Your goal:
Filter these entries, keeping only lines that hold the word "page".

Data supplied:
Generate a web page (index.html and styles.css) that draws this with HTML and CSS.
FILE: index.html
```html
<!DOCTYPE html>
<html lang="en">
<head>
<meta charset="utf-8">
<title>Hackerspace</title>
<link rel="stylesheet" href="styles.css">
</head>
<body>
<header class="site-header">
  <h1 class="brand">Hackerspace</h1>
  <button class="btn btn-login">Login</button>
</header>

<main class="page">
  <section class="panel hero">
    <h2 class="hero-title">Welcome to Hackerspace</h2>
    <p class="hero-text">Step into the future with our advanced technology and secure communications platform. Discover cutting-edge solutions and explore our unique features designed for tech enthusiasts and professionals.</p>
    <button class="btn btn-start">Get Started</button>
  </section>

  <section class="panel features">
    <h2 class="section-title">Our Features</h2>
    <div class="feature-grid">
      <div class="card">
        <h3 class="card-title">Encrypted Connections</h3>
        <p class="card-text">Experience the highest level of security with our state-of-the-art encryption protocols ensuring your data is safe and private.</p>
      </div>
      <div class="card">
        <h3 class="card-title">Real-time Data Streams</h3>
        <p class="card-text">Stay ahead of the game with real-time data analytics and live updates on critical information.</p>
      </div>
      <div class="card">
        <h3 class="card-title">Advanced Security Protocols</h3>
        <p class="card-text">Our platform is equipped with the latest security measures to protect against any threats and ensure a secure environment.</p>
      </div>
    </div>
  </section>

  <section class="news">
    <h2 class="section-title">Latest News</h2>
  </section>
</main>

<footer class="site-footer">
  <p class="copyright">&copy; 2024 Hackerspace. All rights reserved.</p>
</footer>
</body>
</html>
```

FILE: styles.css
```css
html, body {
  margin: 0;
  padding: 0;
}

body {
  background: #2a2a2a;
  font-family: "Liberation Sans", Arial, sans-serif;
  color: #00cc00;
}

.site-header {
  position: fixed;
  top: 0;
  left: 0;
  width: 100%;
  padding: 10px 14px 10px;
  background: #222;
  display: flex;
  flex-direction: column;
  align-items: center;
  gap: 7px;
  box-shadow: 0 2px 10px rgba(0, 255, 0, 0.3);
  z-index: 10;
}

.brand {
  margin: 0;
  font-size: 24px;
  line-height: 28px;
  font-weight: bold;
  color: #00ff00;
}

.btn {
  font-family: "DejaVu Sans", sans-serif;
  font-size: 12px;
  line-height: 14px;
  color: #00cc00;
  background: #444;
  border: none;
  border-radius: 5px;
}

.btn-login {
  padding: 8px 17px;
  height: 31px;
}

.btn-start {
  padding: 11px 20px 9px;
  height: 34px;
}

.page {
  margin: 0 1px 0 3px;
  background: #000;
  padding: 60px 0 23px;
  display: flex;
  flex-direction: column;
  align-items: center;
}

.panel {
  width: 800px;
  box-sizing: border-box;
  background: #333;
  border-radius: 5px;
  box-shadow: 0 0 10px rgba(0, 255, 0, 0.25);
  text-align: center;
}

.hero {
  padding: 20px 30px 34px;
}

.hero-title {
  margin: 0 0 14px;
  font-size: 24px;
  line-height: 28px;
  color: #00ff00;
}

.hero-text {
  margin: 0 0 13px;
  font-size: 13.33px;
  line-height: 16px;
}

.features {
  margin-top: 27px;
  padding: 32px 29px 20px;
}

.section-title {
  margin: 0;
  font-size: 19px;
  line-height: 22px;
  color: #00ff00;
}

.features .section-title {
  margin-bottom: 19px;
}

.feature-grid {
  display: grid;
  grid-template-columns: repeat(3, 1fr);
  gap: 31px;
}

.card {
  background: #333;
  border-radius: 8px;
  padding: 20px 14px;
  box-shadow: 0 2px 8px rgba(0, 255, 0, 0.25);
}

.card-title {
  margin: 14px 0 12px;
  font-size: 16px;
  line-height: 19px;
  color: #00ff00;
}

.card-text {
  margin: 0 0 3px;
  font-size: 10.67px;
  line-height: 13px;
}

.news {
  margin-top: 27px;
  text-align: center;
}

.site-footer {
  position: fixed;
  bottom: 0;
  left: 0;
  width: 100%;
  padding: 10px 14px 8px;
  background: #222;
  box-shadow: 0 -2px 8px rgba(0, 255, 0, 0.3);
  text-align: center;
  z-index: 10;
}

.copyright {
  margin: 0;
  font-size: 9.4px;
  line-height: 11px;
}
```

* * *

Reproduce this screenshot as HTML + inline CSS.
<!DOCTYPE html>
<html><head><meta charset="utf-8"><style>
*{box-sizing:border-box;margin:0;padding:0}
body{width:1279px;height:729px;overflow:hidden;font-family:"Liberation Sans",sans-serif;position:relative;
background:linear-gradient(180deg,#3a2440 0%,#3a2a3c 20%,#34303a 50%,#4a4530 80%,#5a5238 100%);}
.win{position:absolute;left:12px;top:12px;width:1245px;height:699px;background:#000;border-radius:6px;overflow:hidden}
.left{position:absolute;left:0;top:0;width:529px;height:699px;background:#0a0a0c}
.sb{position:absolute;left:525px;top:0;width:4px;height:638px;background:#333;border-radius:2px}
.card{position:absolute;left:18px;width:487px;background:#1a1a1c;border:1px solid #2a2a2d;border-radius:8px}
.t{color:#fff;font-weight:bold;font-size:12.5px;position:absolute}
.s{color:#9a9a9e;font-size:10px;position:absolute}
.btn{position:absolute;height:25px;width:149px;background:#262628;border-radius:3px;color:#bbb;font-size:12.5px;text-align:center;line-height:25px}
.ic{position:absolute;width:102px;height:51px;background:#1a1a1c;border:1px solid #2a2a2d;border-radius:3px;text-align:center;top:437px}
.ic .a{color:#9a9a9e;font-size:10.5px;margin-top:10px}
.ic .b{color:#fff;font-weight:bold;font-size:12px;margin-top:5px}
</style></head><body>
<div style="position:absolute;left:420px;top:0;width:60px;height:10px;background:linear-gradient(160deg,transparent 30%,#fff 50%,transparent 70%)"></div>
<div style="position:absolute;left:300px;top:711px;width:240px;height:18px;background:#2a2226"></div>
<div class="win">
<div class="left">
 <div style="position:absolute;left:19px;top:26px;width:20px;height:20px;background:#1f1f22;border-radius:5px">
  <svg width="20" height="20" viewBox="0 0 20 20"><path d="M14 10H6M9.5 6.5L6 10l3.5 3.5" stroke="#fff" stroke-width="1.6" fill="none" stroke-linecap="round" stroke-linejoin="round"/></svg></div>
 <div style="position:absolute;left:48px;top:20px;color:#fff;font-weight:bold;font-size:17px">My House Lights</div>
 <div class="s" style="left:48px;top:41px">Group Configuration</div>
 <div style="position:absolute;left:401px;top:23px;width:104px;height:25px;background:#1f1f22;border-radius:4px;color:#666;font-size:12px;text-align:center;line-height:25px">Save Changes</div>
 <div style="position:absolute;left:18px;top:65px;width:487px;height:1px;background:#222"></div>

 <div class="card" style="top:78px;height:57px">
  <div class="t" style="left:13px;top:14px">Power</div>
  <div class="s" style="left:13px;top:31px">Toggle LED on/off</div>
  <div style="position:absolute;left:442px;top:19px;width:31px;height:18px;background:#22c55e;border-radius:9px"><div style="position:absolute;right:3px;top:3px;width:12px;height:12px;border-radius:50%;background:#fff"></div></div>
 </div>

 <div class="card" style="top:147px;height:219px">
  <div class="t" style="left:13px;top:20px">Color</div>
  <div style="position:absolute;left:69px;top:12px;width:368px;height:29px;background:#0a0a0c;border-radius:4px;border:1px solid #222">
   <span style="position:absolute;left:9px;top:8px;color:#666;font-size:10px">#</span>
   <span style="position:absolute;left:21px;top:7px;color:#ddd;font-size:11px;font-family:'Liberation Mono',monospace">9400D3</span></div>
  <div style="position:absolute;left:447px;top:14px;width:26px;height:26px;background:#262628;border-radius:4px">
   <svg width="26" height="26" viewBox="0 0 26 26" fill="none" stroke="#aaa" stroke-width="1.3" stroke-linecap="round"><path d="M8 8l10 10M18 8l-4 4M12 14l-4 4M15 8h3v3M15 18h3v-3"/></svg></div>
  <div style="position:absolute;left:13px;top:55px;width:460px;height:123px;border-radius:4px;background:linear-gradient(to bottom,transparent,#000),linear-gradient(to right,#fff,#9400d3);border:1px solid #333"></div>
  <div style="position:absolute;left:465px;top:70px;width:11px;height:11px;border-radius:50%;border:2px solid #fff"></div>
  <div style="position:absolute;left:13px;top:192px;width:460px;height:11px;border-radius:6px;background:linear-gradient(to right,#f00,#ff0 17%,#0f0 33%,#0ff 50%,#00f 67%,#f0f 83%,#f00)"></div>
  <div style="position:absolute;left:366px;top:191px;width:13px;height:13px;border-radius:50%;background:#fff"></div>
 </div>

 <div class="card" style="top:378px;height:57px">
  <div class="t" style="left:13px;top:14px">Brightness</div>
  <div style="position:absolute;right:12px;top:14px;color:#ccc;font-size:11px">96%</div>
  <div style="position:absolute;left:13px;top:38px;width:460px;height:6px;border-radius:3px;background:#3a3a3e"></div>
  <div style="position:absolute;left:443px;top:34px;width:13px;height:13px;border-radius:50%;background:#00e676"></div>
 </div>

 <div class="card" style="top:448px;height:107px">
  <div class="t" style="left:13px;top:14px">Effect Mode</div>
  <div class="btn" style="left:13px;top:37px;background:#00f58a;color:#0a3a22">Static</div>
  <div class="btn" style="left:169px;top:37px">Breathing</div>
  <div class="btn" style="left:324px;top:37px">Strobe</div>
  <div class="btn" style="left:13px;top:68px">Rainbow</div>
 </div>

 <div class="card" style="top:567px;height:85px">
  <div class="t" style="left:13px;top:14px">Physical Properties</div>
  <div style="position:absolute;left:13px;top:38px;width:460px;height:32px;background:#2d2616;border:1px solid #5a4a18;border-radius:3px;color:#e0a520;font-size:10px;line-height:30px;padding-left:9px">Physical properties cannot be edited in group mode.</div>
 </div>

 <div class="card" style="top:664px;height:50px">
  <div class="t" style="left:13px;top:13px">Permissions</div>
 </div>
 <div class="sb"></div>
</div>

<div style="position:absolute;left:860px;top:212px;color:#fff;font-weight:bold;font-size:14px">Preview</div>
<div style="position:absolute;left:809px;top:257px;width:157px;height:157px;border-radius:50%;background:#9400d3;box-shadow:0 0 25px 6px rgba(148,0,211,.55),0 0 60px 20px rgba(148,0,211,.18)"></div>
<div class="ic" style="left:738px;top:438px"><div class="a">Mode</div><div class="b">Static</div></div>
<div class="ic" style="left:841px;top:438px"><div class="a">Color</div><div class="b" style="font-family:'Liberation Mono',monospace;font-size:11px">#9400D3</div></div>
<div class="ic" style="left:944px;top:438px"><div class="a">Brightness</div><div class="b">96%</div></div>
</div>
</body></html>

Solved problem:
Generate a web page (index.html and styles.css) that draws this with HTML and CSS.
<main class="page">
.page {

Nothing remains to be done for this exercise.